As previously disclosed, on August 30, 2012, the Company entered into a secured bank credit facility (the “Credit Agreement”) with Bank of America, N.A. as the Administrative Agent with $200 million available under a revolving credit facility and $125 million available as part of a term loan facility (after giving effect to previous amendments to the Credit Agreement).
On February 9, 2016, the Company entered into a seventh amendment to the Credit Agreement (the “Seventh Amendment”), which provides for an reduction in the revolving credit commitments to $150 million from $200 million and an increase and new funding under our term loan facility so that $150 million will be outstanding upon effectiveness of the Seventh Amendment. Additionally, the Seventh Amendment increases the accordion to $75 million from $50 million.
Following effectiveness of the Seventh Amendment, under the Credit Agreement, outstanding borrowings bear interest at either a prime rate or a LIBOR rate, plus an applicable margin based upon the Company’s senior secured leverage ratio, ranging from 1.625% to 3.125% for LIBOR borrowings and 0.625% to 2.125% for prime rate borrowings. Following effectiveness of the Seventh Amendment, obligations under the Credit Agreement will mature at the earlier of (a) any date that is 91 days prior to the maturity of any subordinated debt (including the $143,750,000 in principal amount of 2.75% Convertible Subordinated Notes issued on or about March 19, 2014 and due March 15, 2021) or (b) February 9, 2021. Borrowings under the term loan facility are subject to amortization payments of $2,812,500 at the end of each fiscal quarter beginning with the fiscal quarter ending March 31, 2016 through the fiscal quarter ending December 31, 2017, $3,750,000 at the end of each fiscal quarter beginning with the fiscal quarter ending March 31, 2018 through the fiscal quarter ending March 31, 2020 and $4,687,500 at the end of each fiscal quarter beginning with the fiscal quarter ending June 30, 2020 through the fiscal quarter ending December 31, 2020.
The foregoing description is a summary of the material terms of the Seventh Amendment and is not complete and is qualified in its entirety by reference to the full text of the Seventh Amendment, a copy of which is filed as Exhibit 10.1 to this Current Report on Form 8-K and is incorporated herein by reference.
Item 7.01 Regulation FD
On February 9, 2016, the Company issued a Press Release announcing that the Company entered into the Seventh Amendment.
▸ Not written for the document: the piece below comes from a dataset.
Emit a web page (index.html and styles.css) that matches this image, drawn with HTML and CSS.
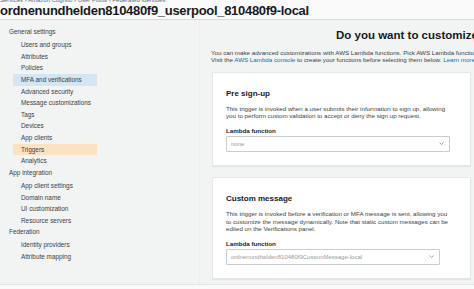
FILE: index.html
```html
<!DOCTYPE html>
<html lang="en">
<head>
  <meta charset="UTF-8"/>
  <title>User pool triggers</title>
  <link rel="stylesheet" href="styles.css">
</head>
<body>
<header class="top">
  <div class="crumbs">Services &rsaquo; Amazon Cognito &rsaquo; User Pools &rsaquo; Federated Identities</div>
  <h1>ordnenundhelden810480f9_userpool_810480f9-local</h1>
</header>

<div class="layout">
  <!-- Side navigation -->
  <nav class="side">
    <div class="group">General settings</div>
    <ul>
      <li>Users and groups</li>
      <li>Attributes</li>
      <li>Policies</li>
      <li class="hl-blue">MFA and verifications</li>
      <li>Advanced security</li>
      <li>Message customizations</li>
      <li>Tags</li>
      <li>Devices</li>
      <li>App clients</li>
      <li class="hl-orange">Triggers</li>
      <li>Analytics</li>
    </ul>
    <div class="group">App integration</div>
    <ul>
      <li>App client settings</li>
      <li>Domain name</li>
      <li>UI customization</li>
      <li>Resource servers</li>
    </ul>
    <div class="group">Federation</div>
    <ul>
      <li>Identity providers</li>
      <li>Attribute mapping</li>
    </ul>
  </nav>

  <!-- Triggers -->
  <main class="main">
    <h2>Do you want to customize workflows with triggers?</h2>
    <p class="intro">
      You can make advanced customizations with AWS Lambda functions. Pick AWS Lambda functions to trigger during user pool operations.<br>
      Visit the <a href="#">AWS Lambda console</a> to create your functions before selecting them below. <a href="#">Learn more.</a>
    </p>

    <section class="card">
      <h3>Pre sign-up</h3>
      <p class="desc">This trigger is invoked when a user submits their information to sign up, allowing you to perform custom validation to accept or deny the sign up request.</p>
      <label>Lambda function</label>
      <div class="select">
        <span class="value">none</span>
        <svg width="5" height="3" viewBox="0 0 5 3"><path d="M0.5 0.5 L2.5 2.5 L4.5 0.5" fill="none" stroke="#8a8a8a" stroke-width="0.8"/></svg>
      </div>
    </section>

    <section class="card">
      <h3>Custom message</h3>
      <p class="desc">This trigger is invoked before a verification or MFA message is sent, allowing you to customize the message dynamically. Note that static custom messages can be edited on the Verifications panel.</p>
      <label>Lambda function</label>
      <div class="select narrow">
        <span class="value">ordnenundhelden810480f9CustomMessage-local</span>
        <svg width="5" height="3" viewBox="0 0 5 3"><path d="M0.5 0.5 L2.5 2.5 L4.5 0.5" fill="none" stroke="#8a8a8a" stroke-width="0.8"/></svg>
      </div>
    </section>
  </main>
</div>

<footer class="bottom"></footer>
</body>
</html>
```

FILE: styles.css
```css
:root{
  --bg:#f2f3f3;
  --text:#3b3f44;
  --dark:#16191f;
  --link:#0073bb;
  --line:#d5dbdb;
}
*{margin:0;padding:0;box-sizing:border-box}
body{background:#fafafa;color:var(--text);font-family:"Liberation Sans",Arial,Helvetica,sans-serif;overflow:hidden;height:289px}

/* Header */
.top{background:#fafafa;border-bottom:1px solid var(--line)}
.crumbs{height:3px;overflow:hidden;font-size:6px;line-height:1px;color:#5a6b86;white-space:nowrap}
.top h1{font-size:13px;line-height:16px;font-weight:700;color:var(--dark);white-space:nowrap;letter-spacing:-0.3px}

/* Layout */
.layout{display:flex;height:265px;border-bottom:1px solid #e3e5e5;background:var(--bg)}
.side{flex:0 0 200px;padding-top:6px;font-size:6.4px;color:var(--text);border-right:1px solid #eceded}
.side ul{list-style:none}
.group{padding-left:9px;line-height:11.6px;margin-bottom:1.6px}
.side li{margin-left:13px;width:84px;padding-left:8px;line-height:11.6px;white-space:nowrap}
.side li.hl-blue{background:#d4e6f3}
.side li.hl-orange{background:#fbe2c3}

/* Main */
.main{flex:1;overflow:hidden;padding:8px 0 0 11px}
.main h2{font-size:11.5px;line-height:14px;font-weight:700;color:var(--dark);padding-left:125px;white-space:nowrap}
.intro{margin-top:7px;font-size:6.2px;line-height:7.3px;white-space:nowrap;color:var(--text)}
.intro a{color:var(--link);text-decoration:none}

.card{width:259px;margin:8px 0 0 1px;background:#fff;border:1px solid #e6e8e8;box-shadow:0 1px 1px rgba(0,0,0,.06);padding:15px 13px 13px}
.card + .card{margin-top:11px}
.card h3{font-size:8px;line-height:11px;font-weight:700;color:var(--dark)}
.desc{margin-top:6px;max-width:226px;font-size:6.2px;line-height:7.5px;color:var(--text)}
.card label{display:block;margin-top:7.5px;font-size:6.2px;line-height:8px;font-weight:700;color:var(--dark)}
.select{display:flex;align-items:center;justify-content:space-between;width:224px;height:16.5px;margin-top:0.5px;padding:0 5px 0 4px;border:1px solid #c9cdcd;border-radius:1px;background:#fff}
.select.narrow{width:214px}
.select .value{font-size:6px;color:#9a9a9a;white-space:nowrap}

.bottom{height:3px;background:#fafafa}
```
A copy of the Press Release is furnished as Exhibit 99.1 to this Form 8-K.
In accordance with General Instruction B.2 of Form 8-K, the information presented herein under Item 7.01 and set forth in the attached Exhibit 99.1 is deemed to be “furnished” solely pursuant to Item 7.01 of this report and shall not be deemed “filed” for purposes of Section 18 of the Securities Exchange Act of 1934, as amended (the “Exchange Act”), or otherwise subject to the liabilities of that section, nor shall such information or the exhibit be deemed incorporated by reference into any filing under the Securities Act of 1933, as amended, or the Exchange Act.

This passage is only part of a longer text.